Interestingly, Zhang [a Chinese scholar writing about the Utopian concept in the East] disagrees with Kumar's conclusion but accepts Kumar's basic premise. He argues that China did develop a concept of utopia but explains that, as in the West, secularization of Chinese culture was the necessary precondition.
The secularizing influence was the rise of Confucianism. Its founder, Confucius, is seen in his Analects as "a thinker largely concerned with the reality of this life rather than afterlife" and "rather ambivalent about gods and spirits," who believes "the way back to ancient perfection is not through faith or divine intervention . . . but by a vigorous human effort at the present, in this world" (Zhang, 2002, pp. 7-8).

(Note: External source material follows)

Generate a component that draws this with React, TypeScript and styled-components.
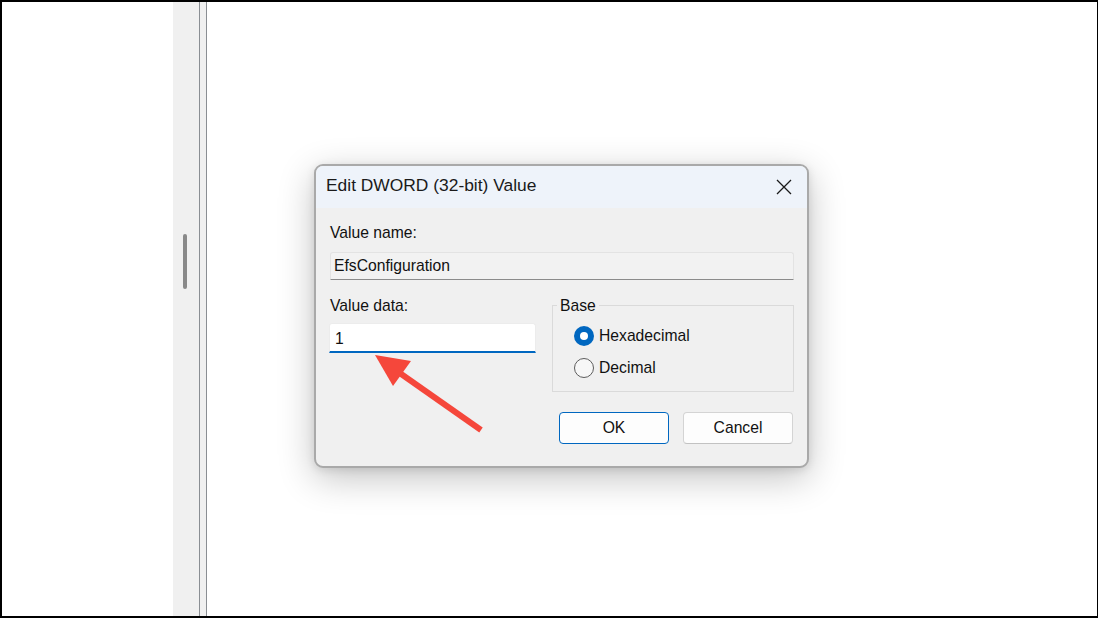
import styled, { createGlobalStyle } from "styled-components";

const GlobalStyle = createGlobalStyle`
  html, body {
    margin: 0;
    padding: 0;
    background: #ffffff;
  }
  * {
    box-sizing: border-box;
  }
`;

const Frame = styled.div`
  width: 1098px;
  height: 618px;
  display: flex;
  border-style: solid;
  border-color: #000000;
  border-width: 2px 1px 2px 2px;
  background: #ffffff;
  font-family: "Liberation Sans", Arial, sans-serif;
  overflow: hidden;
`;

const TreePane = styled.div`
  width: 171px;
  flex-shrink: 0;
  background: #ffffff;
`;

const ScrollStrip = styled.div`
  width: 26px;
  flex-shrink: 0;
  background: #f0f0f0;
  padding: 232px 0 0 10px;
`;

const ScrollThumb = styled.div`
  width: 4px;
  height: 55px;
  border-radius: 3px;
  background: #898989;
`;

const Splitter = styled.div`
  width: 8px;
  flex-shrink: 0;
  background: #f0f0f0;
  border-left: 1px solid #8a8e93;
  border-right: 1px solid #8a8e93;
`;

const MainPane = styled.div`
  flex: 1;
  position: relative;
  background: #ffffff;
`;

const Dialog = styled.div`
  position: absolute;
  left: 107px;
  top: 162px;
  width: 495px;
  display: flex;
  flex-direction: column;
  border: 2px solid #a9a9a9;
  border-radius: 9px;
  background: #f0f0f0;
  overflow: hidden;
  box-shadow: 0 10px 36px rgba(0, 0, 0, 0.24), 0 2px 8px rgba(0, 0, 0, 0.1);
`;

const TitleBar = styled.div`
  height: 42px;
  display: flex;
  align-items: center;
  justify-content: space-between;
  padding: 0 15px 3px 10px;
  background: #eef3fa;
`;

const Title = styled.span`
  font-size: 17.4px;
  color: #1a1a1a;
`;

const CloseButton = styled.button`
  border: none;
  background: transparent;
  padding: 0;
  width: 16px;
  height: 16px;
  display: flex;
  align-items: center;
  justify-content: center;
  margin-top: 2px;
  cursor: pointer;
`;

const Body = styled.div`
  display: flex;
  flex-direction: column;
  padding: 15px 13px 22px 14px;
`;

const Label = styled.div`
  font-size: 15.7px;
  line-height: 20px;
  color: #111111;
`;

const NameField = styled.div`
  margin-top: 9px;
  height: 28px;
  display: flex;
  align-items: center;
  padding: 0 0 0 3px;
  font-size: 15.7px;
  color: #111111;
  background: #f2f2f2;
  border: 1px solid #e3e3e3;
  border-bottom-color: #8b8b8b;
  border-radius: 3px 3px 0 0;
`;

const Columns = styled.div`
  margin-top: 15.5px;
  display: grid;
  grid-template-columns: 206px 242px;
  column-gap: 16px;
  align-items: start;
`;

const Column = styled.div`
  display: flex;
  flex-direction: column;
`;

const DataInput = styled.div`
  margin-top: 7.5px;
  margin-left: -1px;
  height: 30px;
  display: flex;
  align-items: center;
  padding: 2px 0 0 5px;
  font-size: 15.7px;
  color: #111111;
  background: #ffffff;
  border: 1px solid #ececec;
  border-bottom: 2px solid #0067c0;
  border-radius: 3px 3px 0 0;
`;

const GroupBox = styled.fieldset`
  margin: 0;
  height: 96.5px;
  padding: 9px 10px 0 21px;
  border: 1px solid #dadada;
  display: flex;
  flex-direction: column;
  gap: 10.5px;
`;

const Legend = styled.legend`
  padding: 0 3px;
  margin-left: -17px;
  font-size: 15.7px;
  line-height: 20px;
  color: #111111;
`;

const RadioRow = styled.label`
  height: 22px;
  display: flex;
  align-items: center;
  gap: 5px;
  font-size: 15.7px;
  color: #111111;
`;

const RadioDot = styled.span<{ $checked?: boolean }>`
  width: 20px;
  height: 20px;
  border-radius: 50%;
  display: flex;
  align-items: center;
  justify-content: center;
  background: ${(p) => (p.$checked ? "#0067c0" : "#f7f7f7")};
  border: ${(p) => (p.$checked ? "none" : "1px solid #5c5c5c")};
  &::after {
    content: "";
    display: ${(p) => (p.$checked ? "block" : "none")};
    width: 8px;
    height: 8px;
    border-radius: 50%;
    background: #ffffff;
  }
`;

const ButtonRow = styled.div`
  margin-top: 20px;
  display: flex;
  justify-content: flex-end;
  gap: 14px;
  padding-right: 1px;
`;

const DialogButton = styled.button<{ $primary?: boolean }>`
  width: 110px;
  height: 32px;
  font-family: "Liberation Sans", Arial, sans-serif;
  font-size: 15.7px;
  color: #111111;
  background: #fdfdfd;
  border-radius: 4px;
  border: 1px solid ${(p) => (p.$primary ? "#0067c0" : "#d4d4d4")};
  border-bottom-color: ${(p) => (p.$primary ? "#0067c0" : "#c2c2c2")};
  cursor: pointer;
`;

const Callout = styled.svg`
  position: absolute;
  left: 0;
  top: 0;
  pointer-events: none;
`;

export default function App() {
  return (
    <>
      <GlobalStyle />
      <Frame>
        <TreePane />
        <ScrollStrip>
          <ScrollThumb />
        </ScrollStrip>
        <Splitter />
        <MainPane>
          <Dialog>
            <TitleBar>
              <Title>Edit DWORD (32-bit) Value</Title>
              <CloseButton aria-label="Close">
                <svg width="16" height="16" viewBox="0 0 16 16">
                  <path d="M1 1 L15 15 M15 1 L1 15" stroke="#1a1a1a" strokeWidth="1.3" fill="none" />
                </svg>
              </CloseButton>
            </TitleBar>
            <Body>
              <Label>Value name:</Label>
              <NameField>EfsConfiguration</NameField>
              <Columns>
                <Column>
                  <Label>Value data:</Label>
                  <DataInput>1</DataInput>
                </Column>
                <GroupBox>
                  <Legend>Base</Legend>
                  <RadioRow>
                    <RadioDot $checked />
                    Hexadecimal
                  </RadioRow>
                  <RadioRow>
                    <RadioDot />
                    Decimal
                  </RadioRow>
                </GroupBox>
              </Columns>
              <ButtonRow>
                <DialogButton $primary>OK</DialogButton>
                <DialogButton>Cancel</DialogButton>
              </ButtonRow>
            </Body>
          </Dialog>
          <Callout width="890" height="614" viewBox="207 2 890 614">
            <line x1="481" y1="430" x2="394" y2="369" stroke="#f5473b" strokeWidth="6" />
            <polygon points="375,355 411,361 393,386" fill="#f5473b" />
          </Callout>
        </MainPane>
      </Frame>
    </>
  );
}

If this line of argument is correct then Robinson's trilogy could be Utopian only if his vision is secular. Ann Clayborne's Reds would commune with sublime Wilderness [see Garrard, chap. 4] and Hiroko's Greens would commune with Life. Their visions are transcendant Paradises, not human-built secular Utopias. Boone, Chalmers, Russell and their followers are the realists who seek not transcendant communion but prefer understanding to wonder.
Kumar, K. (1978). Utopia and anti-utopia in modern times. Oxford, UK: Basil Blackwell.
Yalçintaş, A. (2006). Historical small events and the eclipse of utopia: Perspectives on path dependence in human thought. Culture, Theory, and Critique, 47(1), 53-70.
Zhang, L. (2002). The utopian vision, east and west. Utopian Studies, 13(1), 1-20.